> [Stated task]: Below are some entries. Copy each line that holds the string "page".

#### Data section

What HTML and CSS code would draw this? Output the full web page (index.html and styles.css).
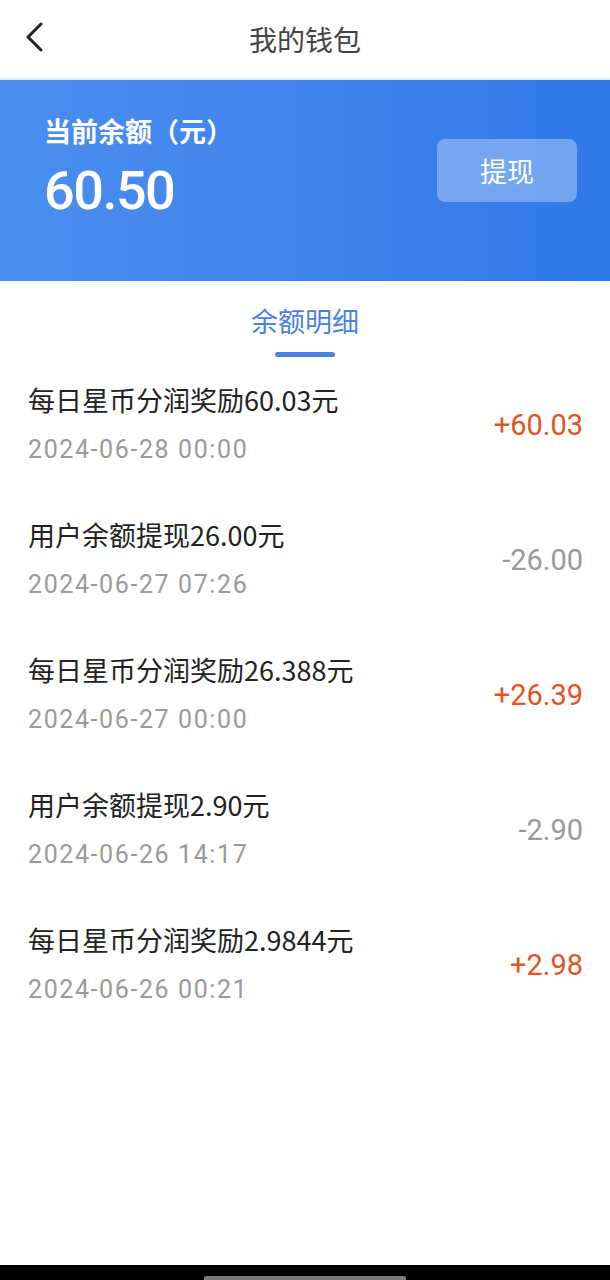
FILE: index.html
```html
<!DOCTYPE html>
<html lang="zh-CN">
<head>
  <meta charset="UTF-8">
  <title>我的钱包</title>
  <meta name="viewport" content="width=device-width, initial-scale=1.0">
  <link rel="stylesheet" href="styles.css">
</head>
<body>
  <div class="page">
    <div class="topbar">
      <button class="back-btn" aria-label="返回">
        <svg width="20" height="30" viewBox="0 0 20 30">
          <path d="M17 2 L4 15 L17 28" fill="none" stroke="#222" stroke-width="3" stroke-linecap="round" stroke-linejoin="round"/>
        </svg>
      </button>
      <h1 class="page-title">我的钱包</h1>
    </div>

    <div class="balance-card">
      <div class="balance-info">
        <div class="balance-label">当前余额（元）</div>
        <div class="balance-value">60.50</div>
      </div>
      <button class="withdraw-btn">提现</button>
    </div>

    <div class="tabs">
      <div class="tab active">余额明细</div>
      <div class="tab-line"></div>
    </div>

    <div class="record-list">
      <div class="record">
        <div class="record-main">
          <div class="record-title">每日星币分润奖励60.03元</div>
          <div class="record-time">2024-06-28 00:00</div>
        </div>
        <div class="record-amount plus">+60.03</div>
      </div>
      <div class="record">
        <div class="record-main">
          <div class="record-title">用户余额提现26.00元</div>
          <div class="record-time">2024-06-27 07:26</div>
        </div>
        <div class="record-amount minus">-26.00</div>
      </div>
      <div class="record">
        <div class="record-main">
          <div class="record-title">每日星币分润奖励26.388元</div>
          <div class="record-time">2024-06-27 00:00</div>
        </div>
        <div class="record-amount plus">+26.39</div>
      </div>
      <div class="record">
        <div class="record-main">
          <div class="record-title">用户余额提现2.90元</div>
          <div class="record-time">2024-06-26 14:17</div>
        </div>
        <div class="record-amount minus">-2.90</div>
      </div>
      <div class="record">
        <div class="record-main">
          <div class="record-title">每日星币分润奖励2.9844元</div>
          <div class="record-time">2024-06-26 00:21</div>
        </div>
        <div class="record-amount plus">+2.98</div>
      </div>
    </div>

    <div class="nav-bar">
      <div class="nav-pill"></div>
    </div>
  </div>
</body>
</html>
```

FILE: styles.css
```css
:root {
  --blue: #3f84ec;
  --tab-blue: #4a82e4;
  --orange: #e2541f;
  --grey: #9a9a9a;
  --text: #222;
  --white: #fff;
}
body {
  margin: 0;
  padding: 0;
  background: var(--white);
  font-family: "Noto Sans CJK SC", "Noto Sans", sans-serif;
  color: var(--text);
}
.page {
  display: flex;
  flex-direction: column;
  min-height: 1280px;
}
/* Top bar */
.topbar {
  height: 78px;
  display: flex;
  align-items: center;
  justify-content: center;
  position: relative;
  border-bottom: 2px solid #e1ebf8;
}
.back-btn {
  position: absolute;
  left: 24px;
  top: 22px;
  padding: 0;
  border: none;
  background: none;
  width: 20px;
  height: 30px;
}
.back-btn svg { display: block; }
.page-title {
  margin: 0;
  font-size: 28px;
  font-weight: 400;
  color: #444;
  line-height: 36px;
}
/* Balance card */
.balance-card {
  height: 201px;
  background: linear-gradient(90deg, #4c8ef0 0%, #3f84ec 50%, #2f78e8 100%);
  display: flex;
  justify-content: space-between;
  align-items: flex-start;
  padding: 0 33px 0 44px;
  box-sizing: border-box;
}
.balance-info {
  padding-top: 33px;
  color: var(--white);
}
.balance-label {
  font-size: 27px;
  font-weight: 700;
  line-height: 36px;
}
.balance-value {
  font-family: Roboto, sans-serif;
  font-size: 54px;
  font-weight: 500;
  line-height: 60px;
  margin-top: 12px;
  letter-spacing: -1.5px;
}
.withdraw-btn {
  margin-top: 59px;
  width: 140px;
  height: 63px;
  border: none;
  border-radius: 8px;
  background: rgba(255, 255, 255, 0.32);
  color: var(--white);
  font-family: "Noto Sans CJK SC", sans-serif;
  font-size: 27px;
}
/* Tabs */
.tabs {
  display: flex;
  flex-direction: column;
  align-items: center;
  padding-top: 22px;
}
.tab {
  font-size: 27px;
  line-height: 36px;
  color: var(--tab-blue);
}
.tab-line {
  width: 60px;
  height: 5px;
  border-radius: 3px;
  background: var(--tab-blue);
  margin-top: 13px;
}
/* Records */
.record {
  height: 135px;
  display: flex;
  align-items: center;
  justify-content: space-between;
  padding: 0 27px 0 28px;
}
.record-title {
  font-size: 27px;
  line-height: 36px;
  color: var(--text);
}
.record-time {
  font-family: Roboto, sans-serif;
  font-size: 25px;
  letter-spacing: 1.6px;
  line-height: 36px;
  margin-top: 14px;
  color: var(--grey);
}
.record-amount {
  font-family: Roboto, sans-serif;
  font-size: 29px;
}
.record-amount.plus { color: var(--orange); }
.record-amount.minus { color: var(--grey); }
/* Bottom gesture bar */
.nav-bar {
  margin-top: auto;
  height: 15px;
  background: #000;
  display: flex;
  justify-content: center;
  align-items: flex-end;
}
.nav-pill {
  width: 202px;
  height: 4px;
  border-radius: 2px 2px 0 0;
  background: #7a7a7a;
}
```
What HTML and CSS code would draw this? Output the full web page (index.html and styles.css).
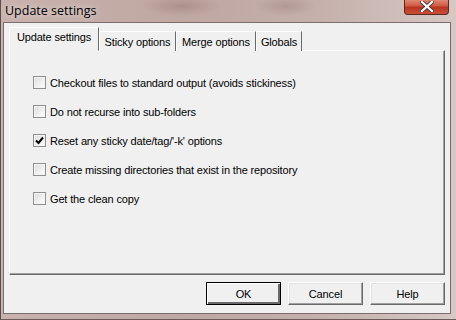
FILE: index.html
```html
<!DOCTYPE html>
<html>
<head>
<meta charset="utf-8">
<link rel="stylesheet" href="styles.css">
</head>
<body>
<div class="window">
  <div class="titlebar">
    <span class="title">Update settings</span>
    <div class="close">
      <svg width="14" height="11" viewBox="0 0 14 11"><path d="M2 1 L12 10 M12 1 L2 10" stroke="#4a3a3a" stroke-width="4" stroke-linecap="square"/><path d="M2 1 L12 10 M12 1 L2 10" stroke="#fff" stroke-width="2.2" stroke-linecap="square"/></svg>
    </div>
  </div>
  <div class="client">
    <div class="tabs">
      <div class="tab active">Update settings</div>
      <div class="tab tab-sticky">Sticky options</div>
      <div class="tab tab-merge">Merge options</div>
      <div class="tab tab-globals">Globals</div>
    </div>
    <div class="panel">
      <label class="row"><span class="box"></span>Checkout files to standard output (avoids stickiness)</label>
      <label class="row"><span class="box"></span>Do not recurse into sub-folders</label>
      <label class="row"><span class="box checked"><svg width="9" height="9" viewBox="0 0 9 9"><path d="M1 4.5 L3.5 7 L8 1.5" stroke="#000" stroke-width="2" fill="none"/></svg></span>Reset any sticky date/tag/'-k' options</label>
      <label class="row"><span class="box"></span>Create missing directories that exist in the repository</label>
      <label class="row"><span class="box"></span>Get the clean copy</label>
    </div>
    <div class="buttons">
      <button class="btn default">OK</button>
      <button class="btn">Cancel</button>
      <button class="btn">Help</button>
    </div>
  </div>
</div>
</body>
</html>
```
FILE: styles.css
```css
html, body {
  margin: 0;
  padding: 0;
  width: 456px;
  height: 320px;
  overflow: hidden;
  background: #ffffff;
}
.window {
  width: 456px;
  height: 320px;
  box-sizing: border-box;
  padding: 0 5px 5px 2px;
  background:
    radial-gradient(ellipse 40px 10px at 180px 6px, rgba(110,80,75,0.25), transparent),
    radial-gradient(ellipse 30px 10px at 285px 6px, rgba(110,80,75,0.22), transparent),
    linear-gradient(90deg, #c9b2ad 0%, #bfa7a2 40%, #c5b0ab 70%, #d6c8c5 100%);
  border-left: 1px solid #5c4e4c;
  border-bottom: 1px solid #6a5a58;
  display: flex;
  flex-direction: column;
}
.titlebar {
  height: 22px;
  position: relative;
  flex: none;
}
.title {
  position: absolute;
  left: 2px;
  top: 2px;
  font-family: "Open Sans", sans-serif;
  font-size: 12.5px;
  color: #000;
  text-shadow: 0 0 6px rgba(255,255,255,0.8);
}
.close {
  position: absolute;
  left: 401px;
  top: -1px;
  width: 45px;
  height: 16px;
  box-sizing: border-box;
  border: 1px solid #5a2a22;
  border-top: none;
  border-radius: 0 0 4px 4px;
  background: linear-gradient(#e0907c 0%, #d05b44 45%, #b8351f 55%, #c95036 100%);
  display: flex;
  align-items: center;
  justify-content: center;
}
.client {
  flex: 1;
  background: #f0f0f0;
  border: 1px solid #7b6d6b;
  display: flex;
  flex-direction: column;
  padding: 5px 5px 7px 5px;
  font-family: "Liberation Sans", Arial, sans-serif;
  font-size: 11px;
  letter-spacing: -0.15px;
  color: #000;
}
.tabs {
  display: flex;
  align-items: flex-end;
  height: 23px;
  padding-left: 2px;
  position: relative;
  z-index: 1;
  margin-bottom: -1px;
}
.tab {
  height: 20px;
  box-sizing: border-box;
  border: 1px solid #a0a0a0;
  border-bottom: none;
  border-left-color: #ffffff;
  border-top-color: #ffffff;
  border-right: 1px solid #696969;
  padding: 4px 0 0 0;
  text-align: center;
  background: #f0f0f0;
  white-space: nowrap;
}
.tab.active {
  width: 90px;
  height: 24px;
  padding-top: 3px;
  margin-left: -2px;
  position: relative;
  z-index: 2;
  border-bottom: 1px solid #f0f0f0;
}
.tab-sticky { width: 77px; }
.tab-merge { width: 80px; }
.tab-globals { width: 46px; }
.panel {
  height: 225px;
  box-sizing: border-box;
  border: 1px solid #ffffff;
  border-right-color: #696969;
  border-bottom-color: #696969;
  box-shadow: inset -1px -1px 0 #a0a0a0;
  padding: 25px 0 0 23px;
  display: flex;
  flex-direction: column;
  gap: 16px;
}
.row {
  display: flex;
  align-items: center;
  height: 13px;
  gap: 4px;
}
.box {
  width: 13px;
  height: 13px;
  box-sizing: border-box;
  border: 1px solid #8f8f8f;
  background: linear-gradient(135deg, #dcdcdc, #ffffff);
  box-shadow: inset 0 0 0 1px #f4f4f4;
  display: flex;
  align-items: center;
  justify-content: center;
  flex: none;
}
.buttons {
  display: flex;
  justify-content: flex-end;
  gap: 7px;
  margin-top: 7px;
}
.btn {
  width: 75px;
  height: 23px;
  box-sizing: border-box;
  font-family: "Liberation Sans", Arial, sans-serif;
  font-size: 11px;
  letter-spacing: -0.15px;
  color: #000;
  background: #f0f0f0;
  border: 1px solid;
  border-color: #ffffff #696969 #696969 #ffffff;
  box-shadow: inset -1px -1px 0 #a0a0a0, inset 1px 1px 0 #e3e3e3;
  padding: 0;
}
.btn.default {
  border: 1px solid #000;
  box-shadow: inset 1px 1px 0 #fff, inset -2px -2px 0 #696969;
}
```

########

> [Full answer]:
What HTML and CSS code would draw this? Output the full web page (index.html and styles.css).
  <div class="page">
      <h1 class="page-title">我的钱包</h1>
.page {
.page-title {
What HTML and CSS code would draw this? Output the full web page (index.html and styles.css).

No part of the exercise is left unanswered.